A lot of people were congratulating the Las Vegas City Council for adopting a new ordinance regulating street performers downtown.
Under the rules, 38 circles six-foot in diameter will be available for performers for two hours at a time.
Not so fast, says attorney Allen Lichtenstein, who has won several First Amendment cases against Las Vegas over the last several years.
"The devils is in the details and we're sort of lacking details," Lichtenstein told KNPR's State of Nevada.
Lichtenstein said the city doesn't have any evidence that this type of plan is going to work.
"If it restricts too much speech from too many people, then obviously there is going to be a problem," he said.
Lichtenstein said setting out rules for street performers is not the problem.
The issue, according to him, is how the rules were constructed. He said basing the rules on "what can fit after all the Fremont Street Experience stuff, doesn't make any sense."

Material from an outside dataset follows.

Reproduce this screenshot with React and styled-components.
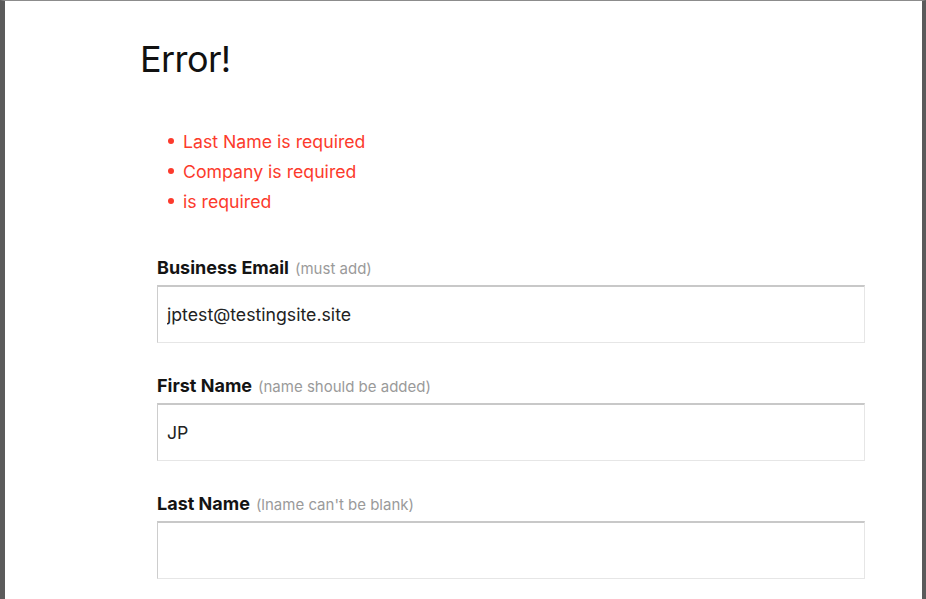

He thinks the rules need to take into account how many performers want to be there and foot traffic in the pedestrian mall.

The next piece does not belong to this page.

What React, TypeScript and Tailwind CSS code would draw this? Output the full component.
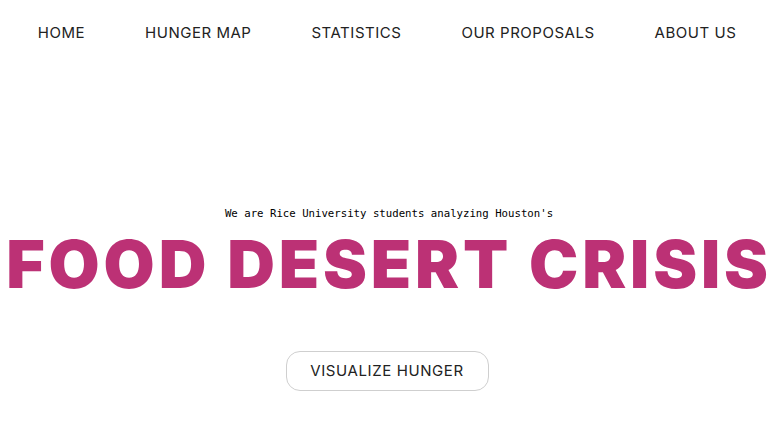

"The buskers have a constitutional right to be out there, the kiosk do not," Lichtenstein said. He said if the issue went to court free speech would win out over commerce.
"This is sort of a jerry-rigged plan that is playing more toward the public than toward the Constitution," he said.
At this point, he is not planning on going to court over what he sees as problems with the ordinance instead he and his clients are going to wait and see.